[WORK INSTRUCTIONS]:
Within the material below, find each line bearing the word "html" and present it.

Rows from a dataset of pages and code:
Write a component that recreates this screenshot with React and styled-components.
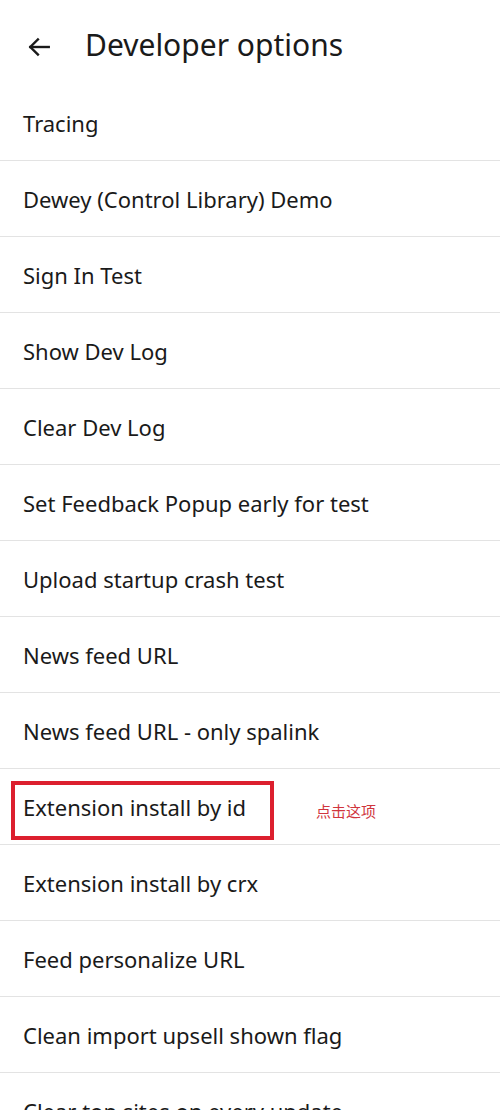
import styled, { createGlobalStyle } from "styled-components";

const GlobalStyle = createGlobalStyle`
    body {
        margin: 0;
        background: #ffffff;
        font-family: "Noto Sans", "Noto Sans CJK SC", sans-serif;
        color: #1a1a1a;
    }
`

const opcoes = [
    "Tracing",
    "Dewey (Control Library) Demo",
    "Sign In Test",
    "Show Dev Log",
    "Clear Dev Log",
    "Set Feedback Popup early for test",
    "Upload startup crash test",
    "News feed URL",
    "News feed URL - only spalink",
    "Extension install by id",
    "Extension install by crx",
    "Feed personalize URL",
    "Clean import upsell shown flag",
    "Clear top sites on every update",
];

function Seta(){
    return(
        <svg width="26" height="26" viewBox="0 0 24 24" fill="none" stroke="#1a1a1a" strokeWidth="2.2" strokeLinecap="square" strokeLinejoin="miter">
            <path d="M21 12H4" />
            <path d="M11 5l-7 7 7 7" />
        </svg>
    );
}

export default function App(){
    return(
        <Tela>
            <GlobalStyle />
            <Topo>
                <Voltar><Seta /></Voltar>
                <Titulo>Developer options</Titulo>
            </Topo>
            <Lista>
                {opcoes.map(opcao =>
                    <Item key={opcao}>
                        {opcao === "Extension install by id" ? (
                            <>
                                <Destaque>{opcao}</Destaque>
                                <Aviso>点击这项</Aviso>
                            </>
                        ) : opcao}
                    </Item>
                )}
            </Lista>
        </Tela>
    );
}

const Tela = styled.div`
    width: 500px;
    height: 1110px;
    overflow: hidden;
    background: #ffffff;
`

const Topo = styled.div`
    height: 85px;
    display: flex;
    align-items: center;
    padding-left: 26px;
    padding-top: 8px;
    box-sizing: border-box;
`

const Voltar = styled.div`
    width: 26px;
    height: 26px;
    display: flex;
    align-items: center;
    justify-content: center;
`

const Titulo = styled.div`
    margin-left: 33px;
    margin-top: -4px;
    font-size: 30px;
    font-weight: 400;
    color: #1a1a1a;
`

const Lista = styled.div`
    display: flex;
    flex-direction: column;
`

const Item = styled.div`
    height: 76px;
    box-sizing: border-box;
    border-bottom: 1px solid #e3e3e3;
    display: flex;
    align-items: center;
    padding-left: 23px;
    font-size: 22px;
    color: #1a1a1a;
`

const Destaque = styled.div`
    margin-left: -12px;
    margin-top: 7px;
    width: 263px;
    height: 59px;
    box-sizing: border-box;
    border: 4px solid #dc1f2e;
    display: flex;
    align-items: center;
    padding-left: 8px;
    padding-bottom: 6px;
`

const Aviso = styled.div`
    margin-left: 42px;
    margin-top: 8px;
    font-family: "Noto Sans CJK SC", sans-serif;
    font-size: 15px;
    color: #d0353d;
`
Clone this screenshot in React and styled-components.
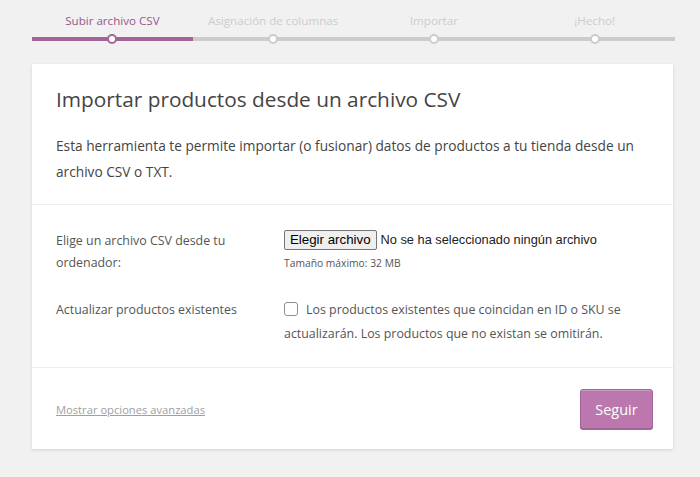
import React from "react";
import styled, { createGlobalStyle } from "styled-components";

const Global = createGlobalStyle`
  html, body { margin: 0; padding: 0; background: #f1f1f1; }
  body { font-family: "Open Sans", "Noto Sans", sans-serif; color: #444; }
`;

const Page = styled.div`
  width: 700px;
  height: 477px;
  padding: 0 25px 0 32px;
  box-sizing: border-box;
  overflow: hidden;
`;

const Steps = styled.ol`
  list-style: none;
  margin: 0;
  padding: 11px 0 0;
  display: grid;
  grid-template-columns: repeat(4, 1fr);
  width: 643px;
`;

const Step = styled.li`
  display: flex;
  flex-direction: column;
  align-items: center;
  font-size: 11.6px;
  line-height: 20px;
  color: ${(p) => (p.$done ? "#96588a" : "#ccc")};
`;

const StepTrack = styled.span`
  position: relative;
  align-self: stretch;
  height: 4px;
  margin-top: 6px;
  background: ${(p) => (p.$done ? "#a46497" : "#ccc")};
`;

const StepDot = styled.span`
  position: absolute;
  left: 50%;
  top: 50%;
  width: 6px;
  height: 6px;
  margin: -5px 0 0 -5px;
  border-radius: 50%;
  background: #fff;
  border: 2px solid ${(p) => (p.$done ? "#a46497" : "#ccc")};
`;

const Card = styled.section`
  margin-top: 23px;
  width: 641px;
  background: #fff;
  box-shadow: 0 1px 3px rgba(0, 0, 0, 0.13);
`;

const Header = styled.header`
  padding: 20px 24px 19px;
  border-bottom: 1px solid #eee;
`;

const Title = styled.h2`
  margin: 0;
  font-size: 20.8px;
  font-weight: 400;
  line-height: 30px;
  color: #444;
`;

const Lead = styled.p`
  margin: 19px 0 0;
  font-size: 13.7px;
  line-height: 26px;
  color: #444;
`;

const Fields = styled.div`
  padding: 25px 24px 21px;
  display: grid;
  grid-template-columns: 228px 1fr;
  row-gap: 25px;
  border-bottom: 1px solid #eee;
`;

const Label = styled.div`
  font-size: 12.4px;
  line-height: 22px;
  color: #555;
  padding-right: 8px;
`;

const NarrowLabel = styled(Label)`
  padding-right: 40px;
`;

const Control = styled.div`
  font-size: 12.4px;
  line-height: 24px;
  color: #555;
  margin-top: -1px;
`;

const FileRow = styled.div`
  display: flex;
  align-items: center;
  gap: 4px;
  height: 20px;
  margin-top: 1px;
  font-family: "Liberation Sans", Arial, sans-serif;
  font-size: 12.8px;
  color: #222;
`;

const FileButton = styled.button`
  font-family: "Liberation Sans", Arial, sans-serif;
  font-size: 13.3px;
  color: #000;
  background: #efefef;
  border: 1px solid #767676;
  border-radius: 2px;
  padding: 1px 5px;
  height: 20px;
  line-height: 16px;
`;

const Hint = styled.div`
  margin-top: 6px;
  font-size: 10.3px;
  line-height: 14px;
  color: #555;
`;

const Check = styled.span`
  display: inline-block;
  width: 12px;
  height: 12px;
  border: 1px solid #8c8f94;
  border-radius: 3px;
  vertical-align: -2px;
  margin-right: 8px;
  background: #fff;
`;

const Footer = styled.footer`
  display: flex;
  align-items: center;
  justify-content: space-between;
  padding: 21px 20px 20px 24px;
`;

const MoreLink = styled.a`
  font-size: 11.2px;
  color: #a0a0a0;
  text-decoration: underline;
`;

const Continue = styled.button`
  font-family: "Open Sans", "Noto Sans", sans-serif;
  font-size: 14.5px;
  color: #fff;
  background: #bb77ae;
  border: 1px solid #a36597;
  border-radius: 3px;
  box-shadow: inset 0 1px 0 rgba(255, 255, 255, 0.25), 0 1px 0 #a36597;
  width: 73px;
  height: 40px;
  padding: 0;
`;

const stepNames = ["Subir archivo CSV", "Asignación de columnas", "Importar", "¡Hecho!"];

export default function App() {
  return (
    <Page>
      <Global />
      <Steps>
        {stepNames.map((s, i) => (
          <Step key={s} $done={i === 0}>
            {s}
            <StepTrack $done={i === 0}>
              <StepDot $done={i === 0} />
            </StepTrack>
          </Step>
        ))}
      </Steps>
      <Card>
        <Header>
          <Title>Importar productos desde un archivo CSV</Title>
          <Lead>
            Esta herramienta te permite importar (o fusionar) datos de productos a tu tienda desde un
            archivo CSV o TXT.
          </Lead>
        </Header>
        <Fields>
          <NarrowLabel>Elige un archivo CSV desde tu ordenador:</NarrowLabel>
          <Control>
            <FileRow>
              <FileButton type="button">Elegir archivo</FileButton>
              No se ha seleccionado ningún archivo
            </FileRow>
            <Hint>Tamaño máximo: 32 MB</Hint>
          </Control>
          <Label>Actualizar productos existentes</Label>
          <Control>
            <Check />
            Los productos existentes que coincidan en ID o SKU se actualizarán. Los productos que no
            existan se omitirán.
          </Control>
        </Fields>
        <Footer>
          <MoreLink href="#">Mostrar opciones avanzadas</MoreLink>
          <Continue type="button">Seguir</Continue>
        </Footer>
      </Card>
    </Page>
  );
}
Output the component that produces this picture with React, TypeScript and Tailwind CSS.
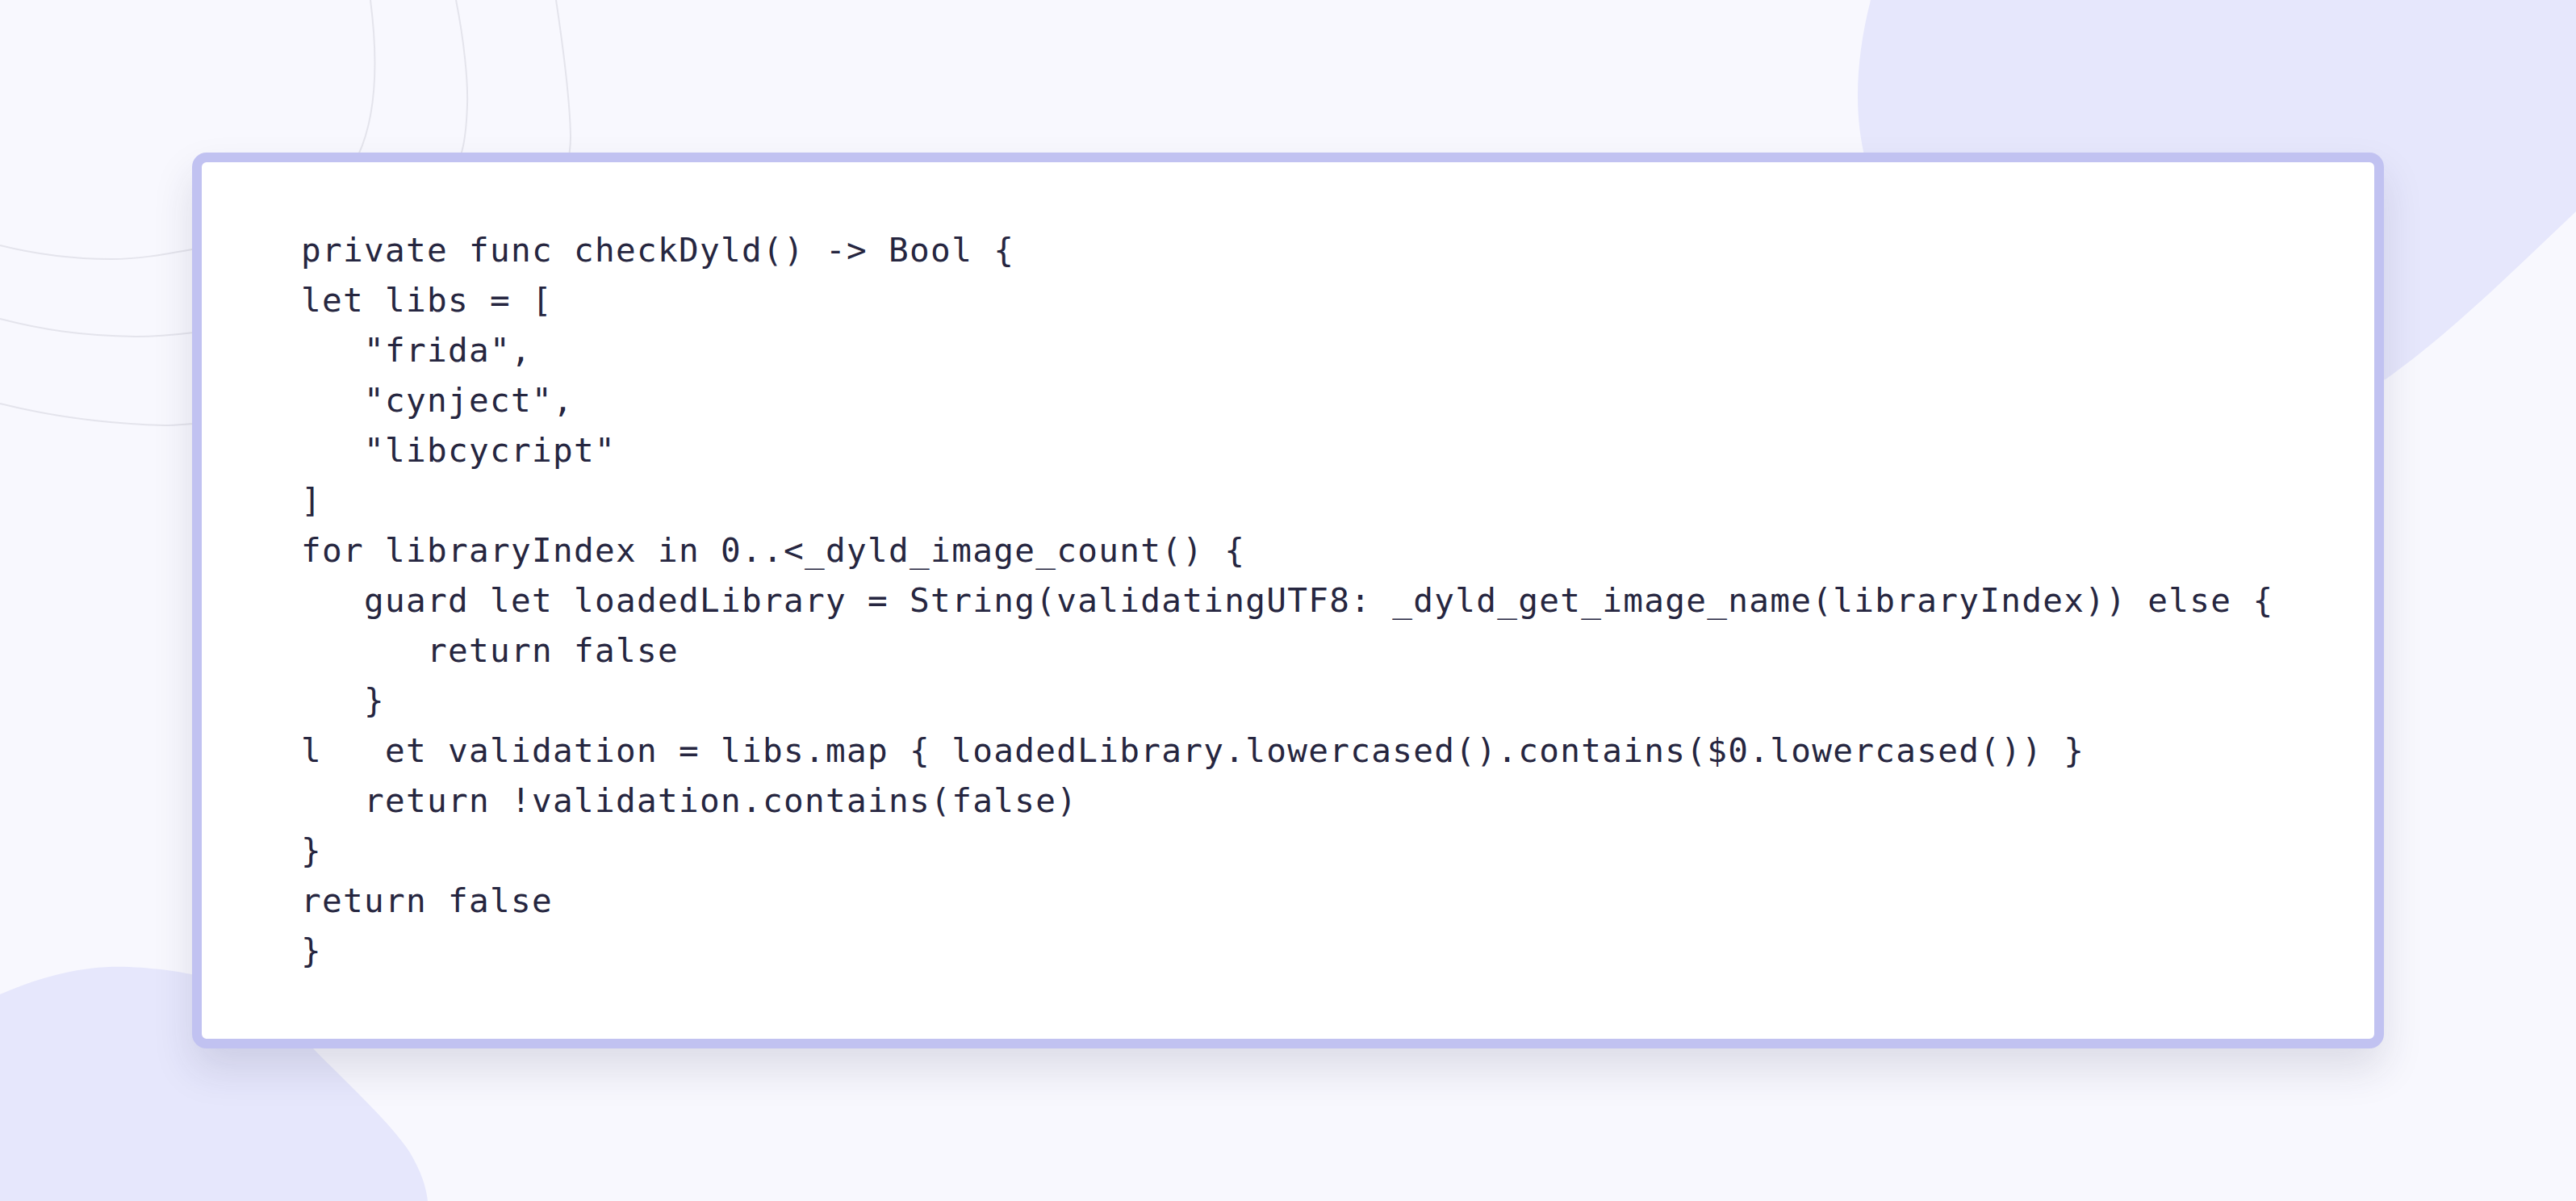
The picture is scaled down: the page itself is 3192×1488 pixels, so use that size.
import React from "react";

const lines: string[] = [
  "private func checkDyld() -> Bool {",
  "let libs = [",
  "   \"frida\",",
  "   \"cynject\",",
  "   \"libcycript\"",
  "]",
  "for libraryIndex in 0..<_dyld_image_count() {",
  "   guard let loadedLibrary = String(validatingUTF8: _dyld_get_image_name(libraryIndex)) else {",
  "      return false",
  "   }",
  "l   et validation = libs.map { loadedLibrary.lowercased().contains($0.lowercased()) }",
  "   return !validation.contains(false)",
  "}",
  "return false",
  "}",
];

function Backdrop() {
  return (
    <svg
      className="absolute inset-0 w-full h-full"
      viewBox="0 0 3192 1488"
      preserveAspectRatio="none"
      aria-hidden="true"
    >
      <path
        d="M2318,0 C2300,70 2296,140 2312,200 C2340,420 2700,560 2956,470 C3040,410 3120,330 3192,262 L3192,0 Z"
        fill="#e6e7fc"
      />
      <path
        d="M0,1232 C60,1206 110,1196 160,1198 C200,1200 225,1204 250,1210 C300,1230 350,1260 388,1299 C430,1342 485,1392 508,1428 C522,1452 528,1470 530,1488 L0,1488 Z"
        fill="#e6e7fc"
      />
      <g fill="none" stroke="#e4e4ec" strokeWidth="2">
        <path d="M459,0 C468,70 468,140 444,192 C400,280 300,305 238,309 C200,316 170,321 138,321 C90,321 40,314 0,304" />
        <path d="M565,0 C575,50 580,100 579,130 C578,160 575,180 571,192 C520,330 380,400 240,412 C215,415 190,417 168,417 C100,416 50,408 0,395" />
        <path d="M689,0 C698,60 706,120 707,168 C708,260 600,480 240,525 C225,526 215,527 204,527 C130,525 60,515 0,500" />
      </g>
    </svg>
  );
}

export default function App() {
  return (
    <div className="relative w-full h-[1488px] overflow-hidden bg-[#f8f8fe] flex items-center justify-center">
      <Backdrop />
      <div className="relative w-[2716px] rounded-[18px] border-[12px] border-[#c1c2f1] bg-white shadow-[0_26px_50px_rgba(40,40,80,0.13)] pl-[123px] pr-[40px] pt-[78px] pb-[78px]">
        <pre className="m-0 font-['DejaVu_Sans_Mono',monospace] text-[41px] leading-[62px] tracking-[1.32px] text-[#262640] whitespace-pre">
          {lines.map((l, i) => (
            <div key={i}>{l === "" ? "\u00a0" : l}</div>
          ))}
        </pre>
      </div>
    </div>
  );
}
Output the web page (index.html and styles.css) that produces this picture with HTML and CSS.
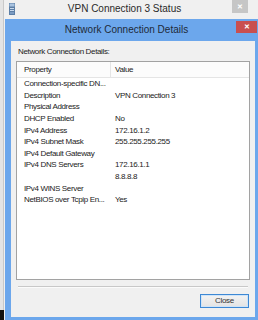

[RESPONSE]:
  html, body { margin: 0; padding: 0; background: #f1f1f1; }
Output the web page (index.html and styles.css) that produces this picture with HTML and CSS.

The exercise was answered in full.